Berkeley combo Dead and Gone is the sonic approximation of the chaos that is the Oughts. It summons the same sick horror channeled by Bauhaus and the Birthday Party: Rockey Crane’s guitars shriek and yelp, and vocalist Shane Baker snarls out prophecies as if the demon’s got him by the throat. Each dark Wagnerian riff deepens the prevailing sense of hopelessness. Joey Perales’ furious percussion erupts like machine-gun fire, constant and devastating, adding girth to the bludgeoning chords. The whole affair sounds like a ghastly, amplified exorcism.

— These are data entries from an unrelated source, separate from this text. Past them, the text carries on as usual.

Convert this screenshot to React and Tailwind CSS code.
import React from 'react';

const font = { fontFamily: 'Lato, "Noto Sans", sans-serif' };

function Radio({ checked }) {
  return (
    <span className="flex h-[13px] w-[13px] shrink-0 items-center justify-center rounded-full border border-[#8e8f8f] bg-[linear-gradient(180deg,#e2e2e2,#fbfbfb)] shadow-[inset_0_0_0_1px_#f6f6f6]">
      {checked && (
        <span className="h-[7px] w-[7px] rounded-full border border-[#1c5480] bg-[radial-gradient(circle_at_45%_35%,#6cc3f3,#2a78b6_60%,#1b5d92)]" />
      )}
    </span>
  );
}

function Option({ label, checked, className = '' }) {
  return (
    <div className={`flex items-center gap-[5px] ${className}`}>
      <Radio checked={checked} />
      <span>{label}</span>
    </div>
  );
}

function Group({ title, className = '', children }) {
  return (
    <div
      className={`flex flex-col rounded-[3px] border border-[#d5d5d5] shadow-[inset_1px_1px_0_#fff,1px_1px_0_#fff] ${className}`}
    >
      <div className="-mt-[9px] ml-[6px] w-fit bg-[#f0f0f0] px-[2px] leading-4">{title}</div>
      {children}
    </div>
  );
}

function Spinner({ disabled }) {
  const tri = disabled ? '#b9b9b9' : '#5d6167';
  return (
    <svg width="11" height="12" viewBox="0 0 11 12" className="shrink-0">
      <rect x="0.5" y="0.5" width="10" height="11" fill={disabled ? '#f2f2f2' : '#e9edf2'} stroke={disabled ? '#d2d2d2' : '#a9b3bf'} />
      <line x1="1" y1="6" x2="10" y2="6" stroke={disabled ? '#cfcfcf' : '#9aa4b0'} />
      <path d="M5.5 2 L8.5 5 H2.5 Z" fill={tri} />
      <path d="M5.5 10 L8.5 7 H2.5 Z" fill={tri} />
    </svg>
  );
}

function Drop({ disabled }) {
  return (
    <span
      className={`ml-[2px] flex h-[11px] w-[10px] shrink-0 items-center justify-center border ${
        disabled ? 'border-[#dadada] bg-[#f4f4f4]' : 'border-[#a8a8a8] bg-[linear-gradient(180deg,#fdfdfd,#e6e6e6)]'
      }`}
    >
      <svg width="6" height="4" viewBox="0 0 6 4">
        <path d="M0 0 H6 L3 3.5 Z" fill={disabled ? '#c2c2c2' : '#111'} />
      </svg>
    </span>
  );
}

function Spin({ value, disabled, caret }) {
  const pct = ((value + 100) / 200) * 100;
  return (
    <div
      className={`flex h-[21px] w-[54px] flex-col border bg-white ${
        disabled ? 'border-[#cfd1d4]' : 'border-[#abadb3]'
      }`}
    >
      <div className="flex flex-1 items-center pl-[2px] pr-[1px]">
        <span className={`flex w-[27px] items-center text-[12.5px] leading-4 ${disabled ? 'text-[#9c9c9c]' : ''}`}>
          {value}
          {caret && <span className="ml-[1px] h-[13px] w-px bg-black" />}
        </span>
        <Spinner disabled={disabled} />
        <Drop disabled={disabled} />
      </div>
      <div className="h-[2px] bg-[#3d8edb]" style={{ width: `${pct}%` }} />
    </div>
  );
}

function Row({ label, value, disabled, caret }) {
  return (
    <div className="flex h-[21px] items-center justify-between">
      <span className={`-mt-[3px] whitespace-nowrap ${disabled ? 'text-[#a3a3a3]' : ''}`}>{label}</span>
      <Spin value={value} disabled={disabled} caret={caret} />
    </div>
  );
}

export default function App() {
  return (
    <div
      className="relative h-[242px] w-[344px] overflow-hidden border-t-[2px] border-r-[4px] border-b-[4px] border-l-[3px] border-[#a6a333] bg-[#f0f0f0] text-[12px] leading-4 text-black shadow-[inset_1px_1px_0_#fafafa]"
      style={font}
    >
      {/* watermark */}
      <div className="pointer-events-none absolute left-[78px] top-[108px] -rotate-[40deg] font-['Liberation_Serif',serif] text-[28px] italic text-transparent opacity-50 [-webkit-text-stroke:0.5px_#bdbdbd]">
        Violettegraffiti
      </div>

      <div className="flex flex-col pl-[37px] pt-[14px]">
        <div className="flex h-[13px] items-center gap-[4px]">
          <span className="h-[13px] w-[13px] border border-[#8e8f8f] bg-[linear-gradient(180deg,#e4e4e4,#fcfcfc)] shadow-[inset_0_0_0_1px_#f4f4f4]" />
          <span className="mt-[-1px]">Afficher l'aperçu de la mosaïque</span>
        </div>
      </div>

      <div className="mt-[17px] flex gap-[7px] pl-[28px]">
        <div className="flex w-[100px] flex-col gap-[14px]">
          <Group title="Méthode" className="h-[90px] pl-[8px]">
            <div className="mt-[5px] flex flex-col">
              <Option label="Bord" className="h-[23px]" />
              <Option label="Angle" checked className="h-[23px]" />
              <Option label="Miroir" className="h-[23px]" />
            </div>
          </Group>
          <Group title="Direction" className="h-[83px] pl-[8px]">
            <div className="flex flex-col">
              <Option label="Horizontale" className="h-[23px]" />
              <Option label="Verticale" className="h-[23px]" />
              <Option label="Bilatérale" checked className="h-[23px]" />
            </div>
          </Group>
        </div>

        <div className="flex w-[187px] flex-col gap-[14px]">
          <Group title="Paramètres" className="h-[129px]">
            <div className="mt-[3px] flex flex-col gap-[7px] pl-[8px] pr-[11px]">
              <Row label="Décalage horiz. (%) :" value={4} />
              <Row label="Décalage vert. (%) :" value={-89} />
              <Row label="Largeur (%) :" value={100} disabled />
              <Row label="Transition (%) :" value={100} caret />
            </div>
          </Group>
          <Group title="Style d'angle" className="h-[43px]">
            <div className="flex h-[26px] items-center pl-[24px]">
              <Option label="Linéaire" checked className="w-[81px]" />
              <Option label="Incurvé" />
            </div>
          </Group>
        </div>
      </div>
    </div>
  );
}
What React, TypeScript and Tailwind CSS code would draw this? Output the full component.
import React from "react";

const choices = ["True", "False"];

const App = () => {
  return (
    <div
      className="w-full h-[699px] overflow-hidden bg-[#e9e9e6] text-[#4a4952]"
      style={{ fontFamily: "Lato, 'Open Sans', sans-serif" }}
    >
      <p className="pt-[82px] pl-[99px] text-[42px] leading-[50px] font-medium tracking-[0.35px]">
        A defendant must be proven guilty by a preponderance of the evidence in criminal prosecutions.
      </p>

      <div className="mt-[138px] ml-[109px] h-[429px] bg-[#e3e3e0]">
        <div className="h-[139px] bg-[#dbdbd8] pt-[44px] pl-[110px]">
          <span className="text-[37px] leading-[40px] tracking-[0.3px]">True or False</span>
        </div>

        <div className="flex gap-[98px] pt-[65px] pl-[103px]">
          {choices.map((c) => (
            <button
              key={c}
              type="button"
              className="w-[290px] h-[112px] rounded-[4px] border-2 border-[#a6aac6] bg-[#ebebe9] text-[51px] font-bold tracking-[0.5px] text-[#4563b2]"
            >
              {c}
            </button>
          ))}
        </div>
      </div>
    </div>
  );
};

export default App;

Though Green Day’s Billy Joe Armstrong mentored the group in its embryonic stages, Dead and Gone has produced its latest effort, The Beautician, decidedly on its own terms. It would be difficult to imagine Armstrong’s pop sensibilities aligning with such a dark, cacophonous work. Clicked three notches past thrash, Dead and Gone’s songs are grim and bleak and furious, and Baker’s lyrics have all the power and dread of Old Testament scripture. He allows his raw, ragged larynx to be the conduit for a stream of omens, promising, “The beginning was in silence/but the end is like a noose pulled tight.”

Considered beside each bleak paragraph in the morning paper, Dead and Gone’s angry, tempestuous punk cuts painfully close to the bone.